__Data excerpts__
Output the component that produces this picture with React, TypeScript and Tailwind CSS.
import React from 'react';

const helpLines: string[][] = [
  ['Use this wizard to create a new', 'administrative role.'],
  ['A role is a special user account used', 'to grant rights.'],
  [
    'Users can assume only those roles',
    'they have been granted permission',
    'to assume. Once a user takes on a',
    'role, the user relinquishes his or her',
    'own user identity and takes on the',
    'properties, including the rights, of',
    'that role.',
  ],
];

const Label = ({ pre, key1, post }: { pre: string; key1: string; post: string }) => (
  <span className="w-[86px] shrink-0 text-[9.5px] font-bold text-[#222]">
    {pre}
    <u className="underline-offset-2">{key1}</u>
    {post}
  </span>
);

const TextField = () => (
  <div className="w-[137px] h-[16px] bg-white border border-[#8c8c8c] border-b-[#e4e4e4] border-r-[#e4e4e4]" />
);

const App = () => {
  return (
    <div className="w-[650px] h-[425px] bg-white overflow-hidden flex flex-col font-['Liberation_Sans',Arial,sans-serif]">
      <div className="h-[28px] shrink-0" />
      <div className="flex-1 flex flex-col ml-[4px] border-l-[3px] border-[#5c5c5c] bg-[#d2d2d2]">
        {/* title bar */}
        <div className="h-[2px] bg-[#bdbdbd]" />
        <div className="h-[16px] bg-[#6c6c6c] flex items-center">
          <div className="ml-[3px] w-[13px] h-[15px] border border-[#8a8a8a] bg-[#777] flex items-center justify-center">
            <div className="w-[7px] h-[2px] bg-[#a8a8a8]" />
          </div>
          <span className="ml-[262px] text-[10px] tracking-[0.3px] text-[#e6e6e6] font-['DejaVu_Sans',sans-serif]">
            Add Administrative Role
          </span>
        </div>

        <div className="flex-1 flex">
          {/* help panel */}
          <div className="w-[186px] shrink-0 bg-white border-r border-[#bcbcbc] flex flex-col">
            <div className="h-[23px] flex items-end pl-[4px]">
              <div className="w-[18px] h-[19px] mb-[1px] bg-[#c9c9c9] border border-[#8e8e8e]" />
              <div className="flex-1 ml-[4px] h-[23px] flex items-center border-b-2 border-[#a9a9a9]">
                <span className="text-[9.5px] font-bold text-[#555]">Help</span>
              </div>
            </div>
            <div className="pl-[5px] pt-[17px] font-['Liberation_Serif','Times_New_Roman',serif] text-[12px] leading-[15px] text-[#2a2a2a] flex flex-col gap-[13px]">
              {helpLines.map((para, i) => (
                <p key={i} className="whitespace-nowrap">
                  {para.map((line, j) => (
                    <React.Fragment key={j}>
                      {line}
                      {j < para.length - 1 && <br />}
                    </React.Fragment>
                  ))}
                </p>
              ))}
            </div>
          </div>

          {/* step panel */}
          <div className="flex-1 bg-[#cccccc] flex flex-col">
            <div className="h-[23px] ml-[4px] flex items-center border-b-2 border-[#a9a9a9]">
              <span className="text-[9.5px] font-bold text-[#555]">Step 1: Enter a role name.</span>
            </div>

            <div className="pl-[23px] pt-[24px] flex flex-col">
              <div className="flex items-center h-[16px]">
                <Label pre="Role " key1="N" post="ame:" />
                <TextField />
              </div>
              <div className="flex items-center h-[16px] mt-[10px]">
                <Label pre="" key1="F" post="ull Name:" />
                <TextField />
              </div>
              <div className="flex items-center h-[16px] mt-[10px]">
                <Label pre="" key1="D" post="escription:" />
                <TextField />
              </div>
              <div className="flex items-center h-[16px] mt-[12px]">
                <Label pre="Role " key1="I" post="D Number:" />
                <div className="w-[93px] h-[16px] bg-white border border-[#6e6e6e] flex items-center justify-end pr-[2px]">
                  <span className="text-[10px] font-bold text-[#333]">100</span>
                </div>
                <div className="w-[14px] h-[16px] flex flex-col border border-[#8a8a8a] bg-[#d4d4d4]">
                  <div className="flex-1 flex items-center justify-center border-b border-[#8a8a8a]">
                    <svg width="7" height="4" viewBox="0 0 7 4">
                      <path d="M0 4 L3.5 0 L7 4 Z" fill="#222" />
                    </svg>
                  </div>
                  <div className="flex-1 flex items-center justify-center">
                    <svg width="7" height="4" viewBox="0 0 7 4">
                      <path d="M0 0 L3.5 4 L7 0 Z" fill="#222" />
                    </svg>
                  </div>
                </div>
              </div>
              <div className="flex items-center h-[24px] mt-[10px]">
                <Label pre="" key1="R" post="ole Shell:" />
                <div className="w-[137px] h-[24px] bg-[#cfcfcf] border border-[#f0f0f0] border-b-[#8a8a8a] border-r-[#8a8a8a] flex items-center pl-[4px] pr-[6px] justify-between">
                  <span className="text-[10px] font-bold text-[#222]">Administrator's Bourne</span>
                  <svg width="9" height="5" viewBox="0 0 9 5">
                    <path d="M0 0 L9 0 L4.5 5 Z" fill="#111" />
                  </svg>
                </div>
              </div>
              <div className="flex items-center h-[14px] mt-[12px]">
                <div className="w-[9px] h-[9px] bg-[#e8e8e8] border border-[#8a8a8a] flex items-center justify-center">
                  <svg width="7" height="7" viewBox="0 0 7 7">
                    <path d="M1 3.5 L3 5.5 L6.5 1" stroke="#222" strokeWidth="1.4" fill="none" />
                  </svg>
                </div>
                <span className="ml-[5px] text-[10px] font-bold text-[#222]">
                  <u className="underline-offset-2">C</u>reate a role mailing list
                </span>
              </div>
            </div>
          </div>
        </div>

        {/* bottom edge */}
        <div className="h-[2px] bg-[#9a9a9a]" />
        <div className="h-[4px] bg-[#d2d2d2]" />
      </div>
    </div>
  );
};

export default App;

...

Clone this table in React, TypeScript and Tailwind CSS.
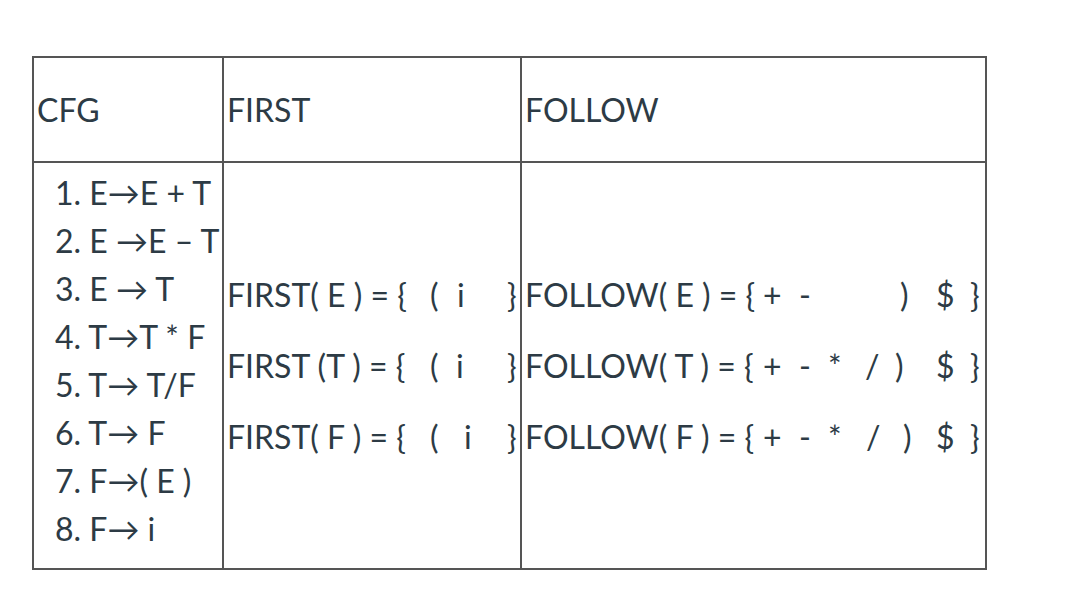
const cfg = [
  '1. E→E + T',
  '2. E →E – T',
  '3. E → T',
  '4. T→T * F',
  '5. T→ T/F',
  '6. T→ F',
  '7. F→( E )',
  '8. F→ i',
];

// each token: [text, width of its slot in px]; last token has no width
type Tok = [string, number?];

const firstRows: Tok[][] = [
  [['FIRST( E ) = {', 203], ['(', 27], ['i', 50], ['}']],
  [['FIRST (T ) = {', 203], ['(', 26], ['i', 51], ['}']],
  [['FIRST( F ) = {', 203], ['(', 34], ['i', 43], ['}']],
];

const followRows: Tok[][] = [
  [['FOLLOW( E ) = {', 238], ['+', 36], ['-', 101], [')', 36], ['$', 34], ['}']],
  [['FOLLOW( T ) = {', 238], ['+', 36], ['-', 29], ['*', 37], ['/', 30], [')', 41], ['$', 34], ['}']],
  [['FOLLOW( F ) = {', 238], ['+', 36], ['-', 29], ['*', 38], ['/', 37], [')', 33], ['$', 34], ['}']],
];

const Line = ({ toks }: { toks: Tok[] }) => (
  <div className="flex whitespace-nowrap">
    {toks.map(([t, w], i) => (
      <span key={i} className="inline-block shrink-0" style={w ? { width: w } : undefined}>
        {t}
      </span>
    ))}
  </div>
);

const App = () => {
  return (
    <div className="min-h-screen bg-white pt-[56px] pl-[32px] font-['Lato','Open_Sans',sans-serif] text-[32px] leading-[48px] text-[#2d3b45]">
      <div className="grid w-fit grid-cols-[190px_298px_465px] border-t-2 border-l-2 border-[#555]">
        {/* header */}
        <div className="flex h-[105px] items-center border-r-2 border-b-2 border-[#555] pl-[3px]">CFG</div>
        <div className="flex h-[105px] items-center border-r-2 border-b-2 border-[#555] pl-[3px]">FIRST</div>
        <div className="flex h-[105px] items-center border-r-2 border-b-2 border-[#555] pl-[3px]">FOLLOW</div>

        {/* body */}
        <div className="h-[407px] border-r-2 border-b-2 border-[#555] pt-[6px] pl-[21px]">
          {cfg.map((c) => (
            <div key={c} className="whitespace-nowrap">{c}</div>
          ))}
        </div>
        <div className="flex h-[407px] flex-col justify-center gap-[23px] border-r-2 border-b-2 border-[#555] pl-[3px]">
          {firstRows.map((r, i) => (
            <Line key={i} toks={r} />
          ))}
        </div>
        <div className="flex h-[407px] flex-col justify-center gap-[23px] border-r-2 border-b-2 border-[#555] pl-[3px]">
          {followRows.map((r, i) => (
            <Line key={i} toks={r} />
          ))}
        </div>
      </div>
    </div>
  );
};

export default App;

__Work to complete__
Track down all lines above with the string "that" and copy them.

__Finished answer__
Output the component that produces this picture with React, TypeScript and Tailwind CSS.
    'that role.',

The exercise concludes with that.